*Stated exercise*: Can the data below be echoed back word for word?

*Records shown*:
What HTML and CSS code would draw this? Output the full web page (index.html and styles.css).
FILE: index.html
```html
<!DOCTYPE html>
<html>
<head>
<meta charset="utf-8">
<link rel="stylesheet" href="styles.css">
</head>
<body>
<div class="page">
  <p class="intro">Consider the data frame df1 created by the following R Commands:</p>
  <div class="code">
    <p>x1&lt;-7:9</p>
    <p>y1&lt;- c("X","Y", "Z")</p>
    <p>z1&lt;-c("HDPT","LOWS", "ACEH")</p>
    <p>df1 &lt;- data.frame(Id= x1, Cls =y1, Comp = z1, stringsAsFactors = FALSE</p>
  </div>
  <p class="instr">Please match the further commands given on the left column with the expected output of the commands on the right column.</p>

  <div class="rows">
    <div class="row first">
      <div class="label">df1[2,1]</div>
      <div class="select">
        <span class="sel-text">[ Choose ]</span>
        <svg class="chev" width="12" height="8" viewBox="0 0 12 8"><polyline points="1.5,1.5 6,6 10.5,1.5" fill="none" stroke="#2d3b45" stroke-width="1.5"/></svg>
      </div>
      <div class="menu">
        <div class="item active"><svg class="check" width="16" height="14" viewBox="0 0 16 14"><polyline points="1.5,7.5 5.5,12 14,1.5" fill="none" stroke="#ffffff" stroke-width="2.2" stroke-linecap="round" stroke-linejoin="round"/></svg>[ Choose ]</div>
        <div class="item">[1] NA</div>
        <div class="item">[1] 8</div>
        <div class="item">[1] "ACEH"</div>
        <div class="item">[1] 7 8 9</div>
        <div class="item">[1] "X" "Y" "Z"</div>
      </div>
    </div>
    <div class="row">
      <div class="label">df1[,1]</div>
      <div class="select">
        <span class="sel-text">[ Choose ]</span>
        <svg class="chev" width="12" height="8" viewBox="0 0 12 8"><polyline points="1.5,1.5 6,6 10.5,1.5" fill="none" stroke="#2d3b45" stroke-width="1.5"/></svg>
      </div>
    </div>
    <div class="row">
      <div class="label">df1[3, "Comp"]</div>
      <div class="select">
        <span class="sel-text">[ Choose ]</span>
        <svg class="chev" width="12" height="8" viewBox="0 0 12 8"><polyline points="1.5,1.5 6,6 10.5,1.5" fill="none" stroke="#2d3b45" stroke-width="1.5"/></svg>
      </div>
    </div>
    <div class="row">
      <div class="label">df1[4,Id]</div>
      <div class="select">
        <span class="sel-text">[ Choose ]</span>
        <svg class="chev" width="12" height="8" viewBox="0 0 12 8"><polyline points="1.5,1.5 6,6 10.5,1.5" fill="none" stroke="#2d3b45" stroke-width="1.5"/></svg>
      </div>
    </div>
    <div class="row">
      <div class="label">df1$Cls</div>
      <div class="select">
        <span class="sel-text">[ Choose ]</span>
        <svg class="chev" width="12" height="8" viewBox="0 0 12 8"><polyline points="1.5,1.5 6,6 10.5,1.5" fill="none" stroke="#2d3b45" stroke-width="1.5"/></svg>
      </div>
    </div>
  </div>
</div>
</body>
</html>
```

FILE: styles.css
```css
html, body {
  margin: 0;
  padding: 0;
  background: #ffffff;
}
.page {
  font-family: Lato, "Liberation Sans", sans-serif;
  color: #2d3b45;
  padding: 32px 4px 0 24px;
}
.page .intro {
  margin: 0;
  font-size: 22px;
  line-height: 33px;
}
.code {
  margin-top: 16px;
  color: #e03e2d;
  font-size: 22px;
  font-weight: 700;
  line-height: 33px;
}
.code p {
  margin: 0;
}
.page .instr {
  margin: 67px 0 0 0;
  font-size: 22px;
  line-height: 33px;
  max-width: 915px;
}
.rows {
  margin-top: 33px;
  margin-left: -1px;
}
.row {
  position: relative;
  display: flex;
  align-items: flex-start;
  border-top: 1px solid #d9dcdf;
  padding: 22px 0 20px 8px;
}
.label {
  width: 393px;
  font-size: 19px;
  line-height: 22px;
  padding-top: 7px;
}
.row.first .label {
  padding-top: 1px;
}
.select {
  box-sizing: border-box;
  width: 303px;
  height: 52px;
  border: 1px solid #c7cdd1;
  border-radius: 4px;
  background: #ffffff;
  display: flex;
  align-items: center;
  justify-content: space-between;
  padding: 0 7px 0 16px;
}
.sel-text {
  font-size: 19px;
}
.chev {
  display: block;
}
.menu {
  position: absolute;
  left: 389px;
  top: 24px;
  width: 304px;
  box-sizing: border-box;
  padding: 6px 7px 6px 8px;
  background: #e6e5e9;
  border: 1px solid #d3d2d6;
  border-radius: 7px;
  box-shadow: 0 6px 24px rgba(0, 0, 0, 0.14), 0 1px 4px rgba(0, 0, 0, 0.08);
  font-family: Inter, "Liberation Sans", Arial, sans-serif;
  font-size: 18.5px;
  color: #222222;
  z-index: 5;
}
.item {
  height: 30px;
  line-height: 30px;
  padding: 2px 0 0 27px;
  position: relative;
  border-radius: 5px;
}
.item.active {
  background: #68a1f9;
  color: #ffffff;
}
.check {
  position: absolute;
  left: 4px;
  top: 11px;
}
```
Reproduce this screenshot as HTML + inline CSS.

*The completed task*:
What HTML and CSS code would draw this? Output the full web page (index.html and styles.css).
FILE: index.html
```html
<!DOCTYPE html>
<html>
<head>
<meta charset="utf-8">
<link rel="stylesheet" href="styles.css">
</head>
<body>
<div class="page">
  <p class="intro">Consider the data frame df1 created by the following R Commands:</p>
  <div class="code">
    <p>x1&lt;-7:9</p>
    <p>y1&lt;- c("X","Y", "Z")</p>
    <p>z1&lt;-c("HDPT","LOWS", "ACEH")</p>
    <p>df1 &lt;- data.frame(Id= x1, Cls =y1, Comp = z1, stringsAsFactors = FALSE</p>
  </div>
  <p class="instr">Please match the further commands given on the left column with the expected output of the commands on the right column.</p>

  <div class="rows">
    <div class="row first">
      <div class="label">df1[2,1]</div>
      <div class="select">
        <span class="sel-text">[ Choose ]</span>
        <svg class="chev" width="12" height="8" viewBox="0 0 12 8"><polyline points="1.5,1.5 6,6 10.5,1.5" fill="none" stroke="#2d3b45" stroke-width="1.5"/></svg>
      </div>
      <div class="menu">
        <div class="item active"><svg class="check" width="16" height="14" viewBox="0 0 16 14"><polyline points="1.5,7.5 5.5,12 14,1.5" fill="none" stroke="#ffffff" stroke-width="2.2" stroke-linecap="round" stroke-linejoin="round"/></svg>[ Choose ]</div>
        <div class="item">[1] NA</div>
        <div class="item">[1] 8</div>
        <div class="item">[1] "ACEH"</div>
        <div class="item">[1] 7 8 9</div>
        <div class="item">[1] "X" "Y" "Z"</div>
      </div>
    </div>
    <div class="row">
      <div class="label">df1[,1]</div>
      <div class="select">
        <span class="sel-text">[ Choose ]</span>
        <svg class="chev" width="12" height="8" viewBox="0 0 12 8"><polyline points="1.5,1.5 6,6 10.5,1.5" fill="none" stroke="#2d3b45" stroke-width="1.5"/></svg>
      </div>
    </div>
    <div class="row">
      <div class="label">df1[3, "Comp"]</div>
      <div class="select">
        <span class="sel-text">[ Choose ]</span>
        <svg class="chev" width="12" height="8" viewBox="0 0 12 8"><polyline points="1.5,1.5 6,6 10.5,1.5" fill="none" stroke="#2d3b45" stroke-width="1.5"/></svg>
      </div>
    </div>
    <div class="row">
      <div class="label">df1[4,Id]</div>
      <div class="select">
        <span class="sel-text">[ Choose ]</span>
        <svg class="chev" width="12" height="8" viewBox="0 0 12 8"><polyline points="1.5,1.5 6,6 10.5,1.5" fill="none" stroke="#2d3b45" stroke-width="1.5"/></svg>
      </div>
    </div>
    <div class="row">
      <div class="label">df1$Cls</div>
      <div class="select">
        <span class="sel-text">[ Choose ]</span>
        <svg class="chev" width="12" height="8" viewBox="0 0 12 8"><polyline points="1.5,1.5 6,6 10.5,1.5" fill="none" stroke="#2d3b45" stroke-width="1.5"/></svg>
      </div>
    </div>
  </div>
</div>
</body>
</html>
```

FILE: styles.css
```css
html, body {
  margin: 0;
  padding: 0;
  background: #ffffff;
}
.page {
  font-family: Lato, "Liberation Sans", sans-serif;
  color: #2d3b45;
  padding: 32px 4px 0 24px;
}
.page .intro {
  margin: 0;
  font-size: 22px;
  line-height: 33px;
}
.code {
  margin-top: 16px;
  color: #e03e2d;
  font-size: 22px;
  font-weight: 700;
  line-height: 33px;
}
.code p {
  margin: 0;
}
.page .instr {
  margin: 67px 0 0 0;
  font-size: 22px;
  line-height: 33px;
  max-width: 915px;
}
.rows {
  margin-top: 33px;
  margin-left: -1px;
}
.row {
  position: relative;
  display: flex;
  align-items: flex-start;
  border-top: 1px solid #d9dcdf;
  padding: 22px 0 20px 8px;
}
.label {
  width: 393px;
  font-size: 19px;
  line-height: 22px;
  padding-top: 7px;
}
.row.first .label {
  padding-top: 1px;
}
.select {
  box-sizing: border-box;
  width: 303px;
  height: 52px;
  border: 1px solid #c7cdd1;
  border-radius: 4px;
  background: #ffffff;
  display: flex;
  align-items: center;
  justify-content: space-between;
  padding: 0 7px 0 16px;
}
.sel-text {
  font-size: 19px;
}
.chev {
  display: block;
}
.menu {
  position: absolute;
  left: 389px;
  top: 24px;
  width: 304px;
  box-sizing: border-box;
  padding: 6px 7px 6px 8px;
  background: #e6e5e9;
  border: 1px solid #d3d2d6;
  border-radius: 7px;
  box-shadow: 0 6px 24px rgba(0, 0, 0, 0.14), 0 1px 4px rgba(0, 0, 0, 0.08);
  font-family: Inter, "Liberation Sans", Arial, sans-serif;
  font-size: 18.5px;
  color: #222222;
  z-index: 5;
}
.item {
  height: 30px;
  line-height: 30px;
  padding: 2px 0 0 27px;
  position: relative;
  border-radius: 5px;
}
.item.active {
  background: #68a1f9;
  color: #ffffff;
}
.check {
  position: absolute;
  left: 4px;
  top: 11px;
}
```
Reproduce this screenshot as HTML + inline CSS.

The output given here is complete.